— BEGIN Recorded information —
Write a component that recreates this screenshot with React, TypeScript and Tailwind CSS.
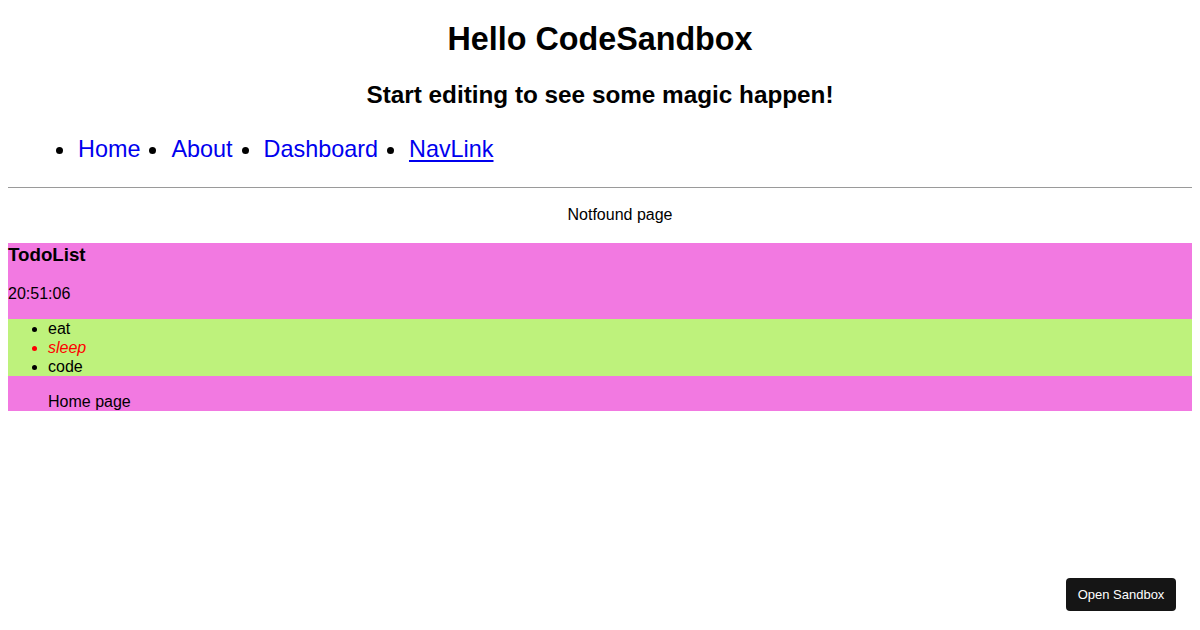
const navLinks = [
  { label: "Home", active: false },
  { label: "About", active: false },
  { label: "Dashboard", active: false },
  { label: "NavLink", active: true },
];

const todos = [
  { text: "eat", done: false },
  { text: "sleep", done: true },
  { text: "code", done: false },
];

export default function App() {
  return (
    <div className="min-h-[630px] bg-white px-2 text-black font-['Liberation_Sans',Arial,sans-serif]">
      <div className="h-[21px]" />
      <h1 className="text-center text-[32.3px] font-bold leading-[37px]">Hello CodeSandbox</h1>
      <h2 className="mt-[23px] text-center text-[24.3px] font-bold leading-[28px]">
        Start editing to see some magic happen!
      </h2>

      {/* nav */}
      <ul className="mt-[26px] flex h-[28px] items-center pl-[48px] text-[23.4px] leading-[28px]">
        {navLinks.map((l, i) => (
          <li key={l.label} className={`flex items-center ${i > 0 ? "ml-[9px]" : ""}`}>
            <span className="mt-[3px] inline-block h-[7px] w-[7px] rounded-full bg-black" />
            <a
              href="#"
              className={`ml-[15px] text-[#0000ee] ${l.active ? "underline underline-offset-[3px]" : "no-underline"}`}
            >
              {l.label}
            </a>
          </li>
        ))}
      </ul>

      <hr className="mt-[24px] border-0 border-t border-[#9a9a9a]" />

      <div className="mt-[18px] pl-10 text-center text-[16px] leading-[18px]">Notfound page</div>

      <div className="mt-[19px] bg-[#f279e1] pt-[1px]">
        <h3 className="text-[18.72px] font-bold leading-[22px]">TodoList</h3>
        <p className="mt-[19px] pb-[16px] text-[16px] leading-[18px]">20:51:06</p>
      </div>

      <ul className="list-disc bg-[#bef27c] pl-10 text-[16px] leading-[19px]">
        {todos.map((t) => (
          <li key={t.text} className={t.done ? "italic text-[#ff0000]" : ""}>
            {t.text}
          </li>
        ))}
      </ul>

      <div className="bg-[#f279e1] pl-10 pt-4 text-[16px] leading-[19px]">Home page</div>

      <button className="fixed bottom-[19px] right-[24px] h-[33px] w-[110px] rounded-[4px] bg-[#151515] text-[13px] text-white">
        Open Sandbox
      </button>
    </div>
  );
}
— END Recorded information —
■ Set problem:
Copy the data character for character, but drop all pictures from the copy.

■ Output of the task:
Write a component that recreates this screenshot with React, TypeScript and Tailwind CSS.
const navLinks = [
  { label: "Home", active: false },
  { label: "About", active: false },
  { label: "Dashboard", active: false },
  { label: "NavLink", active: true },
];

const todos = [
  { text: "eat", done: false },
  { text: "sleep", done: true },
  { text: "code", done: false },
];

export default function App() {
  return (
    <div className="min-h-[630px] bg-white px-2 text-black font-['Liberation_Sans',Arial,sans-serif]">
      <div className="h-[21px]" />
      <h1 className="text-center text-[32.3px] font-bold leading-[37px]">Hello CodeSandbox</h1>
      <h2 className="mt-[23px] text-center text-[24.3px] font-bold leading-[28px]">
        Start editing to see some magic happen!
      </h2>

      {/* nav */}
      <ul className="mt-[26px] flex h-[28px] items-center pl-[48px] text-[23.4px] leading-[28px]">
        {navLinks.map((l, i) => (
          <li key={l.label} className={`flex items-center ${i > 0 ? "ml-[9px]" : ""}`}>
            <span className="mt-[3px] inline-block h-[7px] w-[7px] rounded-full bg-black" />
            <a
              href="#"
              className={`ml-[15px] text-[#0000ee] ${l.active ? "underline underline-offset-[3px]" : "no-underline"}`}
            >
              {l.label}
            </a>
          </li>
        ))}
      </ul>

      <hr className="mt-[24px] border-0 border-t border-[#9a9a9a]" />

      <div className="mt-[18px] pl-10 text-center text-[16px] leading-[18px]">Notfound page</div>

      <div className="mt-[19px] bg-[#f279e1] pt-[1px]">
        <h3 className="text-[18.72px] font-bold leading-[22px]">TodoList</h3>
        <p className="mt-[19px] pb-[16px] text-[16px] leading-[18px]">20:51:06</p>
      </div>

      <ul className="list-disc bg-[#bef27c] pl-10 text-[16px] leading-[19px]">
        {todos.map((t) => (
          <li key={t.text} className={t.done ? "italic text-[#ff0000]" : ""}>
            {t.text}
          </li>
        ))}
      </ul>

      <div className="bg-[#f279e1] pl-10 pt-4 text-[16px] leading-[19px]">Home page</div>

      <button className="fixed bottom-[19px] right-[24px] h-[33px] w-[110px] rounded-[4px] bg-[#151515] text-[13px] text-white">
        Open Sandbox
      </button>
    </div>
  );
}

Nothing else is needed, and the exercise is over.